**Instructions to follow:** Leaving out the pictures, please retype each record exactly.
* * * * *
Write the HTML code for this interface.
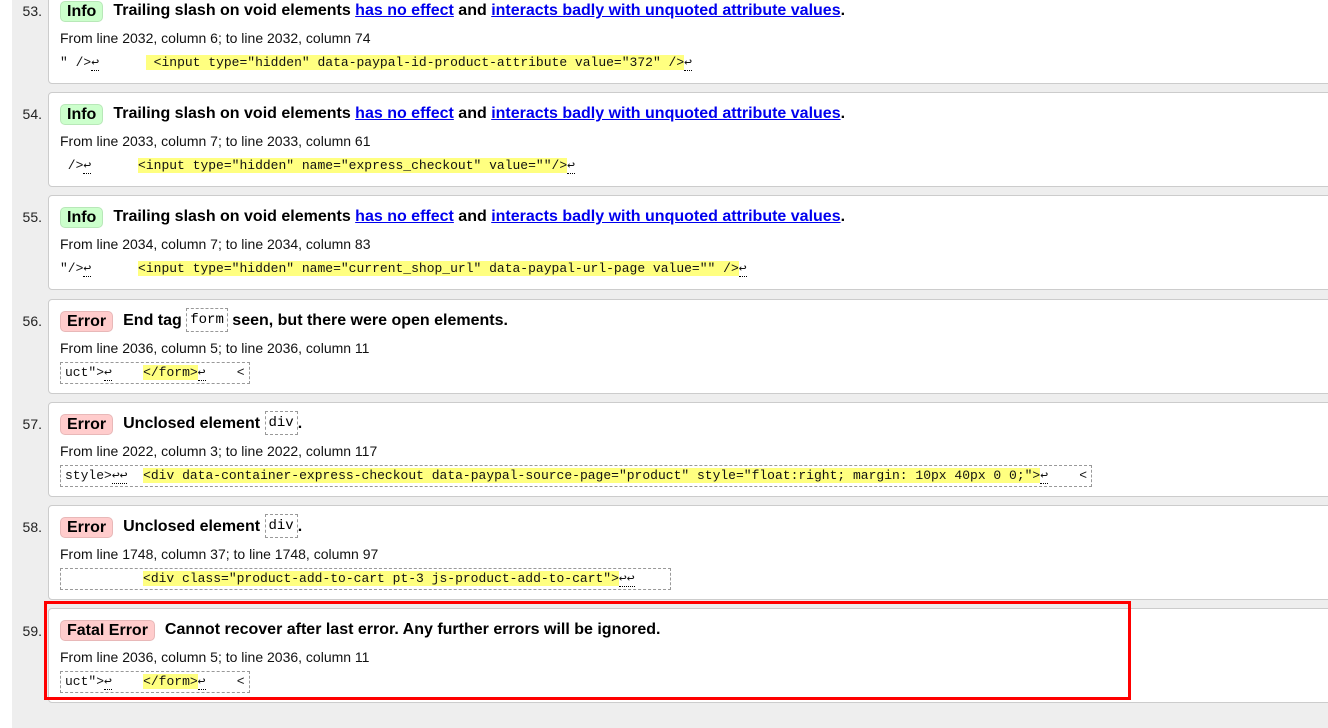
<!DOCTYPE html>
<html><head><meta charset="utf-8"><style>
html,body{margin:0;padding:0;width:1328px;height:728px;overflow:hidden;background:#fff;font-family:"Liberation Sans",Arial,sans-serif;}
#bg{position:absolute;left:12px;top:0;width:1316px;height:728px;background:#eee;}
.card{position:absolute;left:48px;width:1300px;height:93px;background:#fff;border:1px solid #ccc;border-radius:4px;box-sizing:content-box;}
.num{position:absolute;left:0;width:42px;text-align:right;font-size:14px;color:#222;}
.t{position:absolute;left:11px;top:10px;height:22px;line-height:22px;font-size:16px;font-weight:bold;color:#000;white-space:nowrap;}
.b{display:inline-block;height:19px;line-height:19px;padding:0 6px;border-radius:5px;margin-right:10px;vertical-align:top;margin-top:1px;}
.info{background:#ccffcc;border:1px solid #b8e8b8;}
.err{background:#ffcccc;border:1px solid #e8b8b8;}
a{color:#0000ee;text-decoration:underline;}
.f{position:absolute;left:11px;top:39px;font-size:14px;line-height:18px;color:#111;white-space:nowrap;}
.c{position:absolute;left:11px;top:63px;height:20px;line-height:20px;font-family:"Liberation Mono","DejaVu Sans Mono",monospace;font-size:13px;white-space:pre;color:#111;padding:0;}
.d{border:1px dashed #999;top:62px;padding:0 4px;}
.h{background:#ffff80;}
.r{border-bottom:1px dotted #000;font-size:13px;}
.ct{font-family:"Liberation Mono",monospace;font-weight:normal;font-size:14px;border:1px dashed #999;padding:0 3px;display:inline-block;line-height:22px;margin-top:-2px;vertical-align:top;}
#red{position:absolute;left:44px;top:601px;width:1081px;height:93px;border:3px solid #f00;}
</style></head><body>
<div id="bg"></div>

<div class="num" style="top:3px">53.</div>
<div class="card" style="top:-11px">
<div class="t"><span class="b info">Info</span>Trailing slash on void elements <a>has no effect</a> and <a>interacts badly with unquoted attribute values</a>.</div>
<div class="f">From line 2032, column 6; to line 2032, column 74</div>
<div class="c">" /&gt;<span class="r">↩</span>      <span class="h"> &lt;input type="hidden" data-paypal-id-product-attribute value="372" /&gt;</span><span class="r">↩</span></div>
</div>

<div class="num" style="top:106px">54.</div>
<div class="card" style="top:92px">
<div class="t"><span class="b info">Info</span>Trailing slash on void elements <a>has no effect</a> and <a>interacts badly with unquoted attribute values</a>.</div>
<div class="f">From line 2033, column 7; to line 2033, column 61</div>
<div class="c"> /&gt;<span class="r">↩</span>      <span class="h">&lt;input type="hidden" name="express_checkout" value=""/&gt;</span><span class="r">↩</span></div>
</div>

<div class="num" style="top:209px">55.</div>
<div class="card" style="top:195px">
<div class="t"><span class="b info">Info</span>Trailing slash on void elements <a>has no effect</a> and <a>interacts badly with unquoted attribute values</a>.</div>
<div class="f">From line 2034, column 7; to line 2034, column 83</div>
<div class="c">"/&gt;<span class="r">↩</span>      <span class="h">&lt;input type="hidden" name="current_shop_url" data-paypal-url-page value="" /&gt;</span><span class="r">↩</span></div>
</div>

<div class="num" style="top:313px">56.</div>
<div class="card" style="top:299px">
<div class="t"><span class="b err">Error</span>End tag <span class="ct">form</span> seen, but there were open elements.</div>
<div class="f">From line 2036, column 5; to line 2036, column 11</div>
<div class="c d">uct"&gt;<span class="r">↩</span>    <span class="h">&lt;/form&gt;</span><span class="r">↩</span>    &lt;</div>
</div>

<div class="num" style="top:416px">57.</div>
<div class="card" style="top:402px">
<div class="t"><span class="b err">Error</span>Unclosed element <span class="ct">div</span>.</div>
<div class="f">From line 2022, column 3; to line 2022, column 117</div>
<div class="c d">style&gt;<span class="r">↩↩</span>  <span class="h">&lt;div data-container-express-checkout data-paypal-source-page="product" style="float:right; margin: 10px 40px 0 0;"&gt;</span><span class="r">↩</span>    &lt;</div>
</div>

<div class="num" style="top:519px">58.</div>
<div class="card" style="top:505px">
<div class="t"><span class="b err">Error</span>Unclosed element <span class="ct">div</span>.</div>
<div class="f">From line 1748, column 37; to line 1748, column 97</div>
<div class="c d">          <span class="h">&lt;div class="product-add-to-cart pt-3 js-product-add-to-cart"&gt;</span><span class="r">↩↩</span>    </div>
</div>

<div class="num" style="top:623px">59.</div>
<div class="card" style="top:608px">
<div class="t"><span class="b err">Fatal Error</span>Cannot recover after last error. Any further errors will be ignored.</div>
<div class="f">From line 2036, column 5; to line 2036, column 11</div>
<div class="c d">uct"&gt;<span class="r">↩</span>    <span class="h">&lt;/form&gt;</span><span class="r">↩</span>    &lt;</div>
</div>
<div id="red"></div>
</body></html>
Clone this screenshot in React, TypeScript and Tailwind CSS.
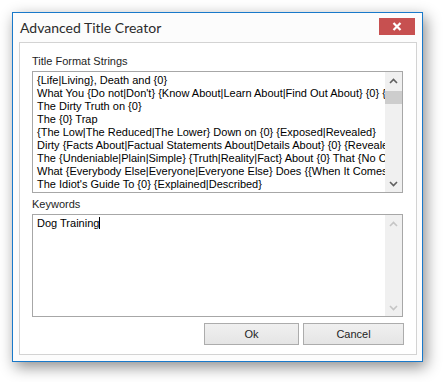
* * * * *
**Exercise result:**
Write the HTML code for this interface.
<!DOCTYPE html>
<html><head><meta charset="utf-8"><style>
html,body{margin:0;padding:0;width:1328px;height:728px;overflow:hidden;background:#fff;font-family:"Liberation Sans",Arial,sans-serif;}
#bg{position:absolute;left:12px;top:0;width:1316px;height:728px;background:#eee;}
.card{position:absolute;left:48px;width:1300px;height:93px;background:#fff;border:1px solid #ccc;border-radius:4px;box-sizing:content-box;}
.num{position:absolute;left:0;width:42px;text-align:right;font-size:14px;color:#222;}
.t{position:absolute;left:11px;top:10px;height:22px;line-height:22px;font-size:16px;font-weight:bold;color:#000;white-space:nowrap;}
.b{display:inline-block;height:19px;line-height:19px;padding:0 6px;border-radius:5px;margin-right:10px;vertical-align:top;margin-top:1px;}
.info{background:#ccffcc;border:1px solid #b8e8b8;}
.err{background:#ffcccc;border:1px solid #e8b8b8;}
a{color:#0000ee;text-decoration:underline;}
.f{position:absolute;left:11px;top:39px;font-size:14px;line-height:18px;color:#111;white-space:nowrap;}
.c{position:absolute;left:11px;top:63px;height:20px;line-height:20px;font-family:"Liberation Mono","DejaVu Sans Mono",monospace;font-size:13px;white-space:pre;color:#111;padding:0;}
.d{border:1px dashed #999;top:62px;padding:0 4px;}
.h{background:#ffff80;}
.r{border-bottom:1px dotted #000;font-size:13px;}
.ct{font-family:"Liberation Mono",monospace;font-weight:normal;font-size:14px;border:1px dashed #999;padding:0 3px;display:inline-block;line-height:22px;margin-top:-2px;vertical-align:top;}
#red{position:absolute;left:44px;top:601px;width:1081px;height:93px;border:3px solid #f00;}
</style></head><body>
<div id="bg"></div>

<div class="num" style="top:3px">53.</div>
<div class="card" style="top:-11px">
<div class="t"><span class="b info">Info</span>Trailing slash on void elements <a>has no effect</a> and <a>interacts badly with unquoted attribute values</a>.</div>
<div class="f">From line 2032, column 6; to line 2032, column 74</div>
<div class="c">" /&gt;<span class="r">↩</span>      <span class="h"> &lt;input type="hidden" data-paypal-id-product-attribute value="372" /&gt;</span><span class="r">↩</span></div>
</div>

<div class="num" style="top:106px">54.</div>
<div class="card" style="top:92px">
<div class="t"><span class="b info">Info</span>Trailing slash on void elements <a>has no effect</a> and <a>interacts badly with unquoted attribute values</a>.</div>
<div class="f">From line 2033, column 7; to line 2033, column 61</div>
<div class="c"> /&gt;<span class="r">↩</span>      <span class="h">&lt;input type="hidden" name="express_checkout" value=""/&gt;</span><span class="r">↩</span></div>
</div>

<div class="num" style="top:209px">55.</div>
<div class="card" style="top:195px">
<div class="t"><span class="b info">Info</span>Trailing slash on void elements <a>has no effect</a> and <a>interacts badly with unquoted attribute values</a>.</div>
<div class="f">From line 2034, column 7; to line 2034, column 83</div>
<div class="c">"/&gt;<span class="r">↩</span>      <span class="h">&lt;input type="hidden" name="current_shop_url" data-paypal-url-page value="" /&gt;</span><span class="r">↩</span></div>
</div>

<div class="num" style="top:313px">56.</div>
<div class="card" style="top:299px">
<div class="t"><span class="b err">Error</span>End tag <span class="ct">form</span> seen, but there were open elements.</div>
<div class="f">From line 2036, column 5; to line 2036, column 11</div>
<div class="c d">uct"&gt;<span class="r">↩</span>    <span class="h">&lt;/form&gt;</span><span class="r">↩</span>    &lt;</div>
</div>

<div class="num" style="top:416px">57.</div>
<div class="card" style="top:402px">
<div class="t"><span class="b err">Error</span>Unclosed element <span class="ct">div</span>.</div>
<div class="f">From line 2022, column 3; to line 2022, column 117</div>
<div class="c d">style&gt;<span class="r">↩↩</span>  <span class="h">&lt;div data-container-express-checkout data-paypal-source-page="product" style="float:right; margin: 10px 40px 0 0;"&gt;</span><span class="r">↩</span>    &lt;</div>
</div>

<div class="num" style="top:519px">58.</div>
<div class="card" style="top:505px">
<div class="t"><span class="b err">Error</span>Unclosed element <span class="ct">div</span>.</div>
<div class="f">From line 1748, column 37; to line 1748, column 97</div>
<div class="c d">          <span class="h">&lt;div class="product-add-to-cart pt-3 js-product-add-to-cart"&gt;</span><span class="r">↩↩</span>    </div>
</div>

<div class="num" style="top:623px">59.</div>
<div class="card" style="top:608px">
<div class="t"><span class="b err">Fatal Error</span>Cannot recover after last error. Any further errors will be ignored.</div>
<div class="f">From line 2036, column 5; to line 2036, column 11</div>
<div class="c d">uct"&gt;<span class="r">↩</span>    <span class="h">&lt;/form&gt;</span><span class="r">↩</span>    &lt;</div>
</div>
<div id="red"></div>
</body></html>
Clone this screenshot in React, TypeScript and Tailwind CSS.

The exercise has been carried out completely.